Report the count of lines holding "this" in the records, with no other words.

[GIVEN DATA]
-.-.-

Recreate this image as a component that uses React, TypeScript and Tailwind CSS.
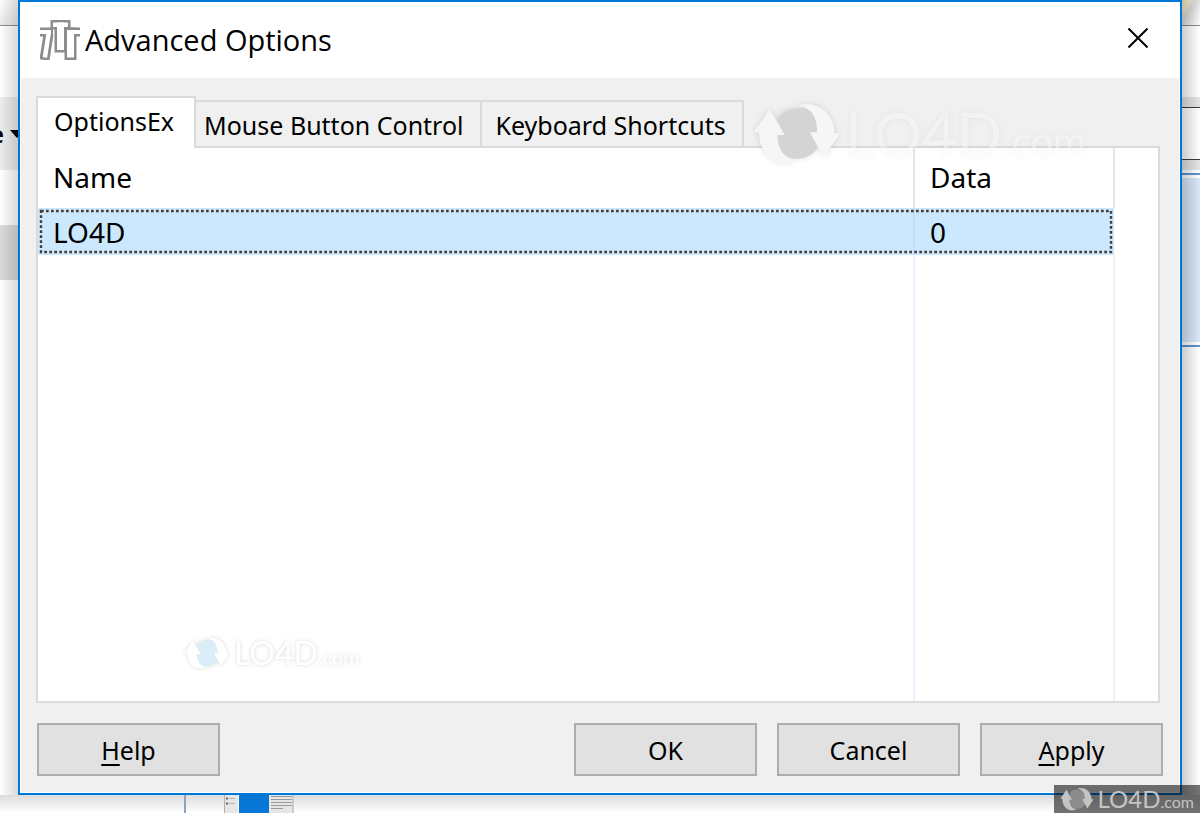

-.-.-

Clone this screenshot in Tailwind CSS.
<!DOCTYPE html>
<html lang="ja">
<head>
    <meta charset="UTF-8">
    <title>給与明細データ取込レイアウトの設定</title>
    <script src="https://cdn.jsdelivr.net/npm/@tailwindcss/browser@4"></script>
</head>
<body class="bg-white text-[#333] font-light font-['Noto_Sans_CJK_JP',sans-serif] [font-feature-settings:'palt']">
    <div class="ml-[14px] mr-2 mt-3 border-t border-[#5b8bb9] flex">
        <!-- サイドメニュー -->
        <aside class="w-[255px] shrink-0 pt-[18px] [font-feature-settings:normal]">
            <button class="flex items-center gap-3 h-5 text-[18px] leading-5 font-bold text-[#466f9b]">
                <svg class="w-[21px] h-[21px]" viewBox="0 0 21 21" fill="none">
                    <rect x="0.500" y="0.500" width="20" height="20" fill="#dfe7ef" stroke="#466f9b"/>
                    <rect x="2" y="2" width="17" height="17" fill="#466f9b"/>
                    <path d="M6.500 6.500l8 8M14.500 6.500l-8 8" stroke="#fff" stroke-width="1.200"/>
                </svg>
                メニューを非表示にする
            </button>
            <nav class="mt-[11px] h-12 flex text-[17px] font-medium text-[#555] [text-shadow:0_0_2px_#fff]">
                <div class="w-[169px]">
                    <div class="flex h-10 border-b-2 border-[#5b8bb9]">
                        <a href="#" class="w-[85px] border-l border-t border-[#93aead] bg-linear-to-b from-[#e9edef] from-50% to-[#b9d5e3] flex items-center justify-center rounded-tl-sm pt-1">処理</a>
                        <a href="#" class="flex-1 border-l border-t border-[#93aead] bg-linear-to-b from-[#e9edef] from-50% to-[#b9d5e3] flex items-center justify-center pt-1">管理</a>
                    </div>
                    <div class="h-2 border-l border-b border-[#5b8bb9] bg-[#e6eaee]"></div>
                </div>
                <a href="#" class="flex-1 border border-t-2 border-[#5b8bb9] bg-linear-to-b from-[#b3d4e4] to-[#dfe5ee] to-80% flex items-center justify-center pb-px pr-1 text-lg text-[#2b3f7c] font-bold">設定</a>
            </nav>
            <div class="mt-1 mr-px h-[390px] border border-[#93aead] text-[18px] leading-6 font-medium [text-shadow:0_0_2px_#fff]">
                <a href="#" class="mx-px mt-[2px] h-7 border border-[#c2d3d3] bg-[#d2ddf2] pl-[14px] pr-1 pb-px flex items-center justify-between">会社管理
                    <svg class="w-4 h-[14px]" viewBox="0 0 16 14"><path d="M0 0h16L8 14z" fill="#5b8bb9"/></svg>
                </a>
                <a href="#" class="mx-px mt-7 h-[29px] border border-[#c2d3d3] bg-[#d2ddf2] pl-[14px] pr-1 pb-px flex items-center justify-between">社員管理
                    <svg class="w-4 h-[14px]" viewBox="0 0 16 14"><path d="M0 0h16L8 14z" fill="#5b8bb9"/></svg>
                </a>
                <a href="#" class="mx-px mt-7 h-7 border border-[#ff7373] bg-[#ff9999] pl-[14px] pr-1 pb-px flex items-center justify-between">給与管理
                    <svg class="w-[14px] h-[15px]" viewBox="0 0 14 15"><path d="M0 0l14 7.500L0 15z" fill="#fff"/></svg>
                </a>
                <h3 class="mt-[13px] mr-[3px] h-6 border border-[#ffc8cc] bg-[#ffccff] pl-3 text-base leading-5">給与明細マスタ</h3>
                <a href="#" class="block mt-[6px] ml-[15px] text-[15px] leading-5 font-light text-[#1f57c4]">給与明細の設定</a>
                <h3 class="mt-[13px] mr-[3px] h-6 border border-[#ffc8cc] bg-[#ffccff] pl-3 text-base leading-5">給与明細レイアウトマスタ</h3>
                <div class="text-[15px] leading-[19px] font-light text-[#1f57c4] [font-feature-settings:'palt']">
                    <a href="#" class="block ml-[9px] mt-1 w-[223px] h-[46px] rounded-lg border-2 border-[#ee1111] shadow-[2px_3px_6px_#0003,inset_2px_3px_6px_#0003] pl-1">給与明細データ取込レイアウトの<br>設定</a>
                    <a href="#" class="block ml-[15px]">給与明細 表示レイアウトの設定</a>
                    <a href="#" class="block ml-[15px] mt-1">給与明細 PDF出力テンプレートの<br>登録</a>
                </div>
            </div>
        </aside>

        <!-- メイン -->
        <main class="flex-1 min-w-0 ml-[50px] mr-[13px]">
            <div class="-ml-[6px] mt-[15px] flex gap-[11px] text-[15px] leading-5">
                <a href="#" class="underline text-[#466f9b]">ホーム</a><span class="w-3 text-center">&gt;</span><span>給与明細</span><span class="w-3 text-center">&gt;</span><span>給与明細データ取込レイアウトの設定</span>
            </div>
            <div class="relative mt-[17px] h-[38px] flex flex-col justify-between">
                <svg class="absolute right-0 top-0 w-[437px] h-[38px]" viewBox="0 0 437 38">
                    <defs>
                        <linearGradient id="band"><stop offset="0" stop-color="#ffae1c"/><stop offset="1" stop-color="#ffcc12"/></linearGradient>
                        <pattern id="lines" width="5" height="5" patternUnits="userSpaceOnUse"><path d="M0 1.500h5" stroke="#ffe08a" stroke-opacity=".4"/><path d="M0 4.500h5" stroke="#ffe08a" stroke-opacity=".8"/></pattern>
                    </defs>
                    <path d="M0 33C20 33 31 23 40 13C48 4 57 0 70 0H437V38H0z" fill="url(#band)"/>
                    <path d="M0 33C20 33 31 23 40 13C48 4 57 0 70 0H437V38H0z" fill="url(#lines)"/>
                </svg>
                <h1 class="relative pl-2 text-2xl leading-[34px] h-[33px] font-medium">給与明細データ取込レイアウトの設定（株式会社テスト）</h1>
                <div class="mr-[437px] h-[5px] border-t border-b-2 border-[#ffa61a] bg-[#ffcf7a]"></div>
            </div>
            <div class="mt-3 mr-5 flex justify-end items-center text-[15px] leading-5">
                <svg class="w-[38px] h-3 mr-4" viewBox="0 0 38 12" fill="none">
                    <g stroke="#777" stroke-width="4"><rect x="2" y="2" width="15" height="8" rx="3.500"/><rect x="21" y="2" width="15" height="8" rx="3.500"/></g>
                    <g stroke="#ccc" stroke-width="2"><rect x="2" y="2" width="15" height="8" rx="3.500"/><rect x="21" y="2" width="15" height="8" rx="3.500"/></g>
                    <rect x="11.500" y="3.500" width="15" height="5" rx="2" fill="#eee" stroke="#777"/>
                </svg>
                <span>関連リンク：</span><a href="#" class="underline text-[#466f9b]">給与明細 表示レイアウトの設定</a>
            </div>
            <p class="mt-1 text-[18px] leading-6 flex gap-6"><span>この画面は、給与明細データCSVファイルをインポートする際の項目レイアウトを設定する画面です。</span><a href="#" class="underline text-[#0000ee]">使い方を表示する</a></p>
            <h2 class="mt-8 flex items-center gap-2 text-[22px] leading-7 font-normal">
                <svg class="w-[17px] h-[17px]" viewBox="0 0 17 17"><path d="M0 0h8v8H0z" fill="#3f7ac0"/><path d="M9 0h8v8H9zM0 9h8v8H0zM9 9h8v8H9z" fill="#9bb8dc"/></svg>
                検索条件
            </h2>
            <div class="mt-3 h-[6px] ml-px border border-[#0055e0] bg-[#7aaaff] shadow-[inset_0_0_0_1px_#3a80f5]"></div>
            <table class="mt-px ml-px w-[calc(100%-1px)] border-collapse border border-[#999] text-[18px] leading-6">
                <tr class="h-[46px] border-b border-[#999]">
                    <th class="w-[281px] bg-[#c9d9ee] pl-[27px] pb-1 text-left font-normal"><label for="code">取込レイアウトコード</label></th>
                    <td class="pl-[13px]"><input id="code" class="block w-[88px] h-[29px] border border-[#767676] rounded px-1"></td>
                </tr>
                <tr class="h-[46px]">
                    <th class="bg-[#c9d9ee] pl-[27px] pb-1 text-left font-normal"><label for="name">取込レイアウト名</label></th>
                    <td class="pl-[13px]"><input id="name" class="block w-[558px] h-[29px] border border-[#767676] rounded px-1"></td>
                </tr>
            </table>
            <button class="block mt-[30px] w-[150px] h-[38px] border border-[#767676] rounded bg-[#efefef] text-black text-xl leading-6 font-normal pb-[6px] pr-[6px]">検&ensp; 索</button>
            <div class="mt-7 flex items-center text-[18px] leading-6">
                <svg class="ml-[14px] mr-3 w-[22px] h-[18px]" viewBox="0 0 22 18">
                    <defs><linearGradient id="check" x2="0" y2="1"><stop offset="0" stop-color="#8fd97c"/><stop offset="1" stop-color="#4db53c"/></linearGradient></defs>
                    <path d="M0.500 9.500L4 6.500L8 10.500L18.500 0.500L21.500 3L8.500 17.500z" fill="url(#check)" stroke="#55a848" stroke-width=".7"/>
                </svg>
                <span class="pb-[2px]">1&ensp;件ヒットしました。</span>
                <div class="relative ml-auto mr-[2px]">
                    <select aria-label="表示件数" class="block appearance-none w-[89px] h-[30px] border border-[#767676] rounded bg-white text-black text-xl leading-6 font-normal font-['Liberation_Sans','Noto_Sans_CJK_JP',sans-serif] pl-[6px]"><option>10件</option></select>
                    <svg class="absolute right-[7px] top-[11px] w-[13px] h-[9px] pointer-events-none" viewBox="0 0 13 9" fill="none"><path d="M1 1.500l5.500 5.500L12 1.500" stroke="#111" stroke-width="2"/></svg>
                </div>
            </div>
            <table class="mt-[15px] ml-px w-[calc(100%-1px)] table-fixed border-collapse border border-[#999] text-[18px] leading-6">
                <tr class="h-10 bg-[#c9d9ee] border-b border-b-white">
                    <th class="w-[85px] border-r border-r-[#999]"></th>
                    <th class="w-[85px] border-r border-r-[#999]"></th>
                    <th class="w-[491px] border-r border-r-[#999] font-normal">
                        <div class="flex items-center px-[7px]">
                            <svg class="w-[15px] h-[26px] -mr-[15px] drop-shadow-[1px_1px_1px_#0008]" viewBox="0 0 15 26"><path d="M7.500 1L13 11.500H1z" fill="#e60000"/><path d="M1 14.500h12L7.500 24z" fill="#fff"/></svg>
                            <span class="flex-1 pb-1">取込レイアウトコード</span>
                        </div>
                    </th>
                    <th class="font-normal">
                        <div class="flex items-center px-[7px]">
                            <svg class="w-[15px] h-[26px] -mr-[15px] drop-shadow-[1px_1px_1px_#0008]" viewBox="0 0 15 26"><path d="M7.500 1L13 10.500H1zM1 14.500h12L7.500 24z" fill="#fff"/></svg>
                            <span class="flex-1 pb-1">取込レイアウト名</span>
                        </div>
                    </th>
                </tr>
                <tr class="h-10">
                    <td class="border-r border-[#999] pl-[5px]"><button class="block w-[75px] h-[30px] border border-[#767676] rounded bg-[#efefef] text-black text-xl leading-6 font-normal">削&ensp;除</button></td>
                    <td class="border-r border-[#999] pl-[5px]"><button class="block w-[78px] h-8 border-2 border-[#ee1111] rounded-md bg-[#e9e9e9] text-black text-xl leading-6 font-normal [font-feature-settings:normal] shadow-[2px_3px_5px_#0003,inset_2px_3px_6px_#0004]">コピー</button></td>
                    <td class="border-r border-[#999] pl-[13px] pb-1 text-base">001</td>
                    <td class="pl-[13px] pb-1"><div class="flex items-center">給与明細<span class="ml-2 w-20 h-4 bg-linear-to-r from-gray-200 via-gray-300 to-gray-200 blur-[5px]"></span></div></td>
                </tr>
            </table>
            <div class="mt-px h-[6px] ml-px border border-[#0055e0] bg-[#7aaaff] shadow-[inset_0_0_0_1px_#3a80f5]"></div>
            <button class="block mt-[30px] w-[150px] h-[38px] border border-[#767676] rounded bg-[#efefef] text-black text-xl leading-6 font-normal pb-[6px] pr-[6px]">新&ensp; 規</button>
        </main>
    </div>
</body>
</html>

-.-.-

[OUTPUT] 2